Preparing a soil sample for pH measurement using a pH meter
Your soil may be fairly dry, or it may be wet from either rain or from watering. Because pH can only be measured in water, soils generally need to have water added to them before a pH measurement is done. The following procedure prepares a soil sample for pH measurement by a pH meter.
- Obtain some high quality water (e.g. Melbourne water, fresh rainwater or distilled water from a supermarket).
- Get your pH meter ready to take a measurement.
(a) Sit the electrodes of your pH meter in this water in a beaker or jar so that the electrodes (the bottom 2 cm of the meter) are covered.
(b) When ready to start, turn on your pH meter, then move the meter to a sample of the first Standard solution (e.g. pH 4) to confirm that the reading with the standard solution is correct. Rinse the pH meter electrodes with high quality water. Repeat the check with the second Standard solution (e.g. pH 9).
(c) Leave the electrodes sitting in high quality water in between readings (i.e. keep them wet).
- Add a scoop of each sample of your garden soil to a separate labelled jar or bowl.
- Add about 5 times the soil volume of high quality water to each sample.
- Stir or shake each soil/water mixture for up to 1 minute and allow the solids to settle for a few minutes.
- Hold the tip of the pH meter in the water (above the sediment) and wait until the reading on the meter is steady, then note it down for your records.

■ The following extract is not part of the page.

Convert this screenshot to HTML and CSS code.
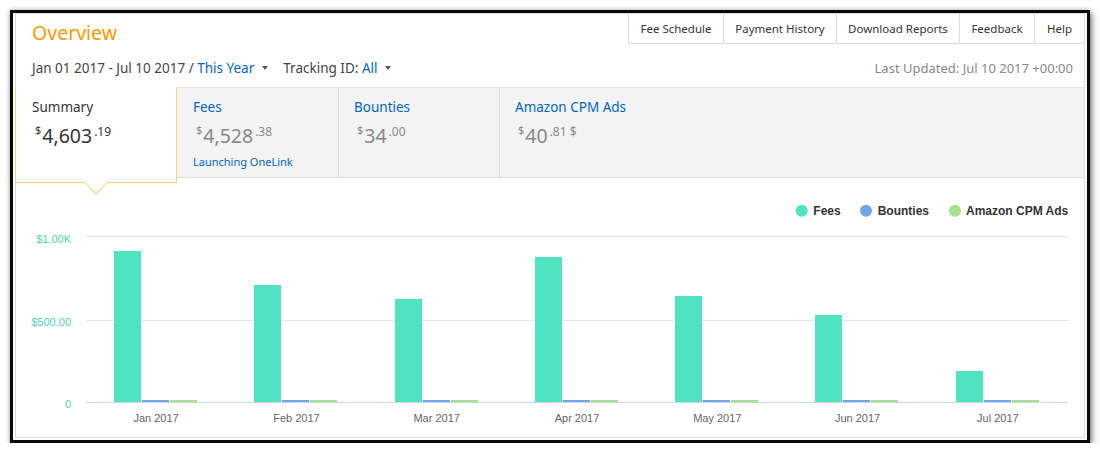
FILE: index.html
```html
<!DOCTYPE html>
<html lang="en">
<head>
<meta charset="utf-8">
<title>Overview</title>
<link rel="stylesheet" href="styles.css">
</head>
<body>
<div class="frame">
  <div class="card">
    <div class="head">
      <h1 class="title">Overview</h1>
      <nav class="links">
        <a class="link-fee">Fee Schedule</a>
        <a class="link-pay">Payment History</a>
        <a class="link-dl">Download Reports</a>
        <a class="link-fb">Feedback</a>
        <a class="link-help">Help</a>
      </nav>
    </div>
    <div class="filters">
      <div class="range">
        <span>Jan 01 2017 - Jul 10 2017 / </span><a class="blue">This Year</a><span class="caret"></span>
        <span class="tracking">Tracking ID: <a class="blue">All</a></span><span class="caret"></span>
      </div>
      <div class="updated">Last Updated: Jul 10 2017 +00:00</div>
    </div>
    <div class="tabs">
      <div class="tab-summary">
        <div class="tab-title">Summary</div>
        <div class="amount dark"><span class="cur">$</span>4,603<span class="cents">.19</span></div>
      </div>
      <div class="tab-group">
        <div class="tab tab-fees">
          <div class="tab-title blue">Fees</div>
          <div class="amount"><span class="cur">$</span>4,528<span class="cents">.38</span></div>
          <div class="sublink">Launching OneLink</div>
        </div>
        <div class="tab tab-bounties">
          <div class="tab-title blue">Bounties</div>
          <div class="amount"><span class="cur">$</span>34<span class="cents">.00</span></div>
        </div>
        <div class="tab tab-cpm">
          <div class="tab-title blue">Amazon CPM Ads</div>
          <div class="amount"><span class="cur">$</span>40<span class="cents">.81 $</span></div>
        </div>
      </div>
    </div>
    <div class="chart">
      <svg width="1068" height="254" viewBox="0 0 1068 254">
        <g class="legend">
          <circle cx="785.7" cy="27.7" r="6" fill="#50e3c2"/>
          <text x="797.3" y="32">Fees</text>
          <circle cx="850" cy="27.7" r="6" fill="#6ea6e6"/>
          <text x="861.7" y="32">Bounties</text>
          <circle cx="939" cy="27.7" r="6" fill="#a5e28c"/>
          <text x="950" y="32">Amazon CPM Ads</text>
        </g>
        <g class="grid">
          <line x1="70" x2="1052" y1="53.5" y2="53.5"/>
          <line x1="70" x2="1052" y1="137.5" y2="137.5"/>
        </g>
        <g class="yaxis">
          <text x="55" y="60">$1.00K</text>
          <text x="55" y="143">$500.00</text>
          <text x="55" y="224.5">0</text>
        </g>
        <g class="bars">
          <rect class="fees" x="98" y="68" width="27" height="151"/>
          <rect class="bnt" x="126" y="217" width="27" height="2"/>
          <rect class="cpm" x="154" y="217" width="27" height="2"/>

          <rect class="fees" x="238" y="102" width="27" height="117"/>
          <rect class="bnt" x="266" y="217" width="27" height="2"/>
          <rect class="cpm" x="294" y="217" width="27" height="2"/>

          <rect class="fees" x="379" y="116" width="27" height="103"/>
          <rect class="bnt" x="407" y="217" width="27" height="2"/>
          <rect class="cpm" x="435" y="217" width="27" height="2"/>

          <rect class="fees" x="519" y="74" width="27" height="145"/>
          <rect class="bnt" x="547" y="217" width="27" height="2"/>
          <rect class="cpm" x="575" y="217" width="27" height="2"/>

          <rect class="fees" x="659" y="113" width="27" height="106"/>
          <rect class="bnt" x="687" y="217" width="27" height="2"/>
          <rect class="cpm" x="715" y="217" width="27" height="2"/>

          <rect class="fees" x="799" y="132" width="27" height="87"/>
          <rect class="bnt" x="827" y="217" width="27" height="2"/>
          <rect class="cpm" x="855" y="217" width="27" height="2"/>

          <rect class="fees" x="940" y="188" width="27" height="31"/>
          <rect class="bnt" x="968" y="217" width="27" height="2"/>
          <rect class="cpm" x="996" y="217" width="27" height="2"/>
        </g>
        <line class="baseline" x1="70" x2="1052" y1="219.5" y2="219.5"/>
        <g class="xaxis">
          <text x="140.1" y="238.5">Jan 2017</text>
          <text x="280.4" y="238.5">Feb 2017</text>
          <text x="420.7" y="238.5">Mar 2017</text>
          <text x="561" y="238.5">Apr 2017</text>
          <text x="701.3" y="238.5">May 2017</text>
          <text x="841.6" y="238.5">Jun 2017</text>
          <text x="981.9" y="238.5">Jul 2017</text>
        </g>
      </svg>
    </div>
  </div>
</div>
</body>
</html>
```

FILE: styles.css
```css
* { box-sizing: border-box; }

body {
  margin: 0;
  background: #fff;
  font-family: "Noto Sans", "Open Sans", sans-serif;
  color: #444;
}

.frame {
  margin: 10px 0 0 10px;
  width: 1080px;
  height: 433px;
  border: 3px solid #0a0a0a;
  padding: 0 2px 2px 2px;
  box-shadow: 2px 3px 6px rgba(0, 0, 0, 0.45), 0 0 5px rgba(0, 0, 0, 0.25);
}

.card {
  height: 100%;
  border: 1px solid #ddd;
  display: flex;
  flex-direction: column;
}

/* header */
.head {
  display: flex;
  justify-content: space-between;
  align-items: flex-start;
  height: 30px;
  flex: none;
}

.title {
  margin: 0;
  padding: 6px 0 0 16px;
  font-size: 19.5px;
  line-height: 26px;
  font-weight: 400;
  color: #f90;
}

.links { display: flex; }

.links a {
  display: flex;
  align-items: center;
  justify-content: center;
  height: 30px;
  border-left: 1px solid #ddd;
  border-bottom: 1px solid #ddd;
  font-size: 11.5px;
  color: #333;
  text-decoration: none;
}

.link-fee { width: 95px; }
.link-pay { width: 113px; }
.link-dl { width: 123px; }
.link-fb { width: 75px; }
.link-help { width: 50px; }

/* filters */
.filters {
  display: flex;
  justify-content: space-between;
  align-items: flex-start;
  height: 43px;
  flex: none;
  padding: 15px 11px 0 16px;
  line-height: 18px;
}

.range {
  display: flex;
  align-items: center;
  white-space: pre;
  font-size: 13.5px;
  color: #444;
}

.blue { color: #0066c0; }

.caret {
  width: 0;
  height: 0;
  margin: 0 15px 0 8px;
  border-left: 3.5px solid transparent;
  border-right: 3.5px solid transparent;
  border-top: 4px solid #555;
}

.updated { font-size: 13px; color: #888; }

/* tabs */
.tabs {
  display: flex;
  align-items: flex-start;
  height: 96px;
  flex: none;
}

.tab-summary {
  position: relative;
  z-index: 1;
  width: 162px;
  height: 96px;
  margin-left: -1px;
  border: 1px solid #fcd078;
  border-top: 0;
  background: #fff;
  padding: 11px 0 0 16px;
  flex: none;
}

.tab-summary::after {
  content: "";
  position: absolute;
  left: 80px;
  top: 95.5px;
  width: 14.5px;
  height: 14.5px;
  background: #fff;
  border-right: 1px solid #fcd078;
  border-bottom: 1px solid #fcd078;
  transform: translate(-50%, -50%) rotate(45deg);
}

.tab-group {
  flex: 1;
  display: flex;
  height: 91px;
  background: #f3f3f3;
  border-top: 1px solid #e6e6e6;
  border-bottom: 1px solid #ddd;
}

.tab {
  height: 100%;
  padding: 10px 0 0 16px;
  border-right: 1px solid #ddd;
}

.tab-fees { width: 162px; }
.tab-bounties { width: 161px; padding-left: 15px; }
.tab-cpm { width: 159px; padding-left: 15px; border-right-color: transparent; }

.tab-title {
  font-size: 13.5px;
  line-height: 18px;
  color: #333;
}

.tab-title.blue { color: #0066c0; }

.amount {
  margin-top: 8px;
  padding-left: 3px;
  font-size: 19.5px;
  line-height: 24px;
  color: #888;
  white-space: pre;
}

.amount.dark { color: #333; }

.cur {
  font-size: 11px;
  line-height: 1;
  vertical-align: 9px;
  margin-right: 1px;
}

.cents {
  font-size: 12px;
  line-height: 1;
  vertical-align: 7.5px;
  margin-left: 2px;
}

.sublink {
  margin-top: 6px;
  font-size: 11px;
  line-height: 15px;
  color: #0066c0;
}

/* chart */
.chart { flex: 1; }
.chart svg { display: block; }

.legend text {
  font-family: "Liberation Sans", Arial, sans-serif;
  font-size: 12px;
  font-weight: 700;
  fill: #333;
}

.grid line { stroke: #e6e6e6; stroke-width: 1; }
.baseline { stroke: #ccd6eb; stroke-width: 1; }

.yaxis text {
  font-family: "Liberation Sans", Arial, sans-serif;
  font-size: 11px;
  fill: #4fd3b5;
  text-anchor: end;
}

.xaxis text {
  font-family: "Liberation Sans", Arial, sans-serif;
  font-size: 11px;
  fill: #666;
  text-anchor: middle;
}

.bars .fees { fill: #50e3c2; }
.bars .bnt { fill: #6ea6e6; }
.bars .cpm { fill: #a5e28c; }
```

Repeat this measurement procedure for each different sample of soil.
- Rinse the pH meter electrodes with high quality water.
- Re-check the pH meter with the Standard solutions to make sure they are still as expected.
- Rinse the pH meter electrodes (the bottom 2 cm of the meter) with high quality water.
- Turn off the pH meter and replace the cap for storage.
You can do measurements for multiple soil samples in one session, recording the results and where you got each soil sample from. Doing multiple samples in one session reduces the number of times that you will need to check the accuracy of the meter using the Standard solutions.
There are many variations on methods for pH measurement but for home gardeners this simple method will give you a good idea of whether your soil has a pH suitable for a range of plants. If you get an extreme result (such as a pH below 5 or above 8), it may be a good idea to submit a soil sample to a testing lab to confirm the pH before you take any action to remedy the acidity or alkalinity of your soil. Adding compost is one of the gentlest and safest ways of bringing your soil closer to neutral pH which will suit the widest range of plants. Adding lime to raise the pH or sulphur to lower the pH of soil may result in overshooting, i.e. making the soil too alkaline or acid, so always err on the side of adding too little of these acid or alkaline agents rather than too much. You can always re-check the pH a few days after adding any soil amendment.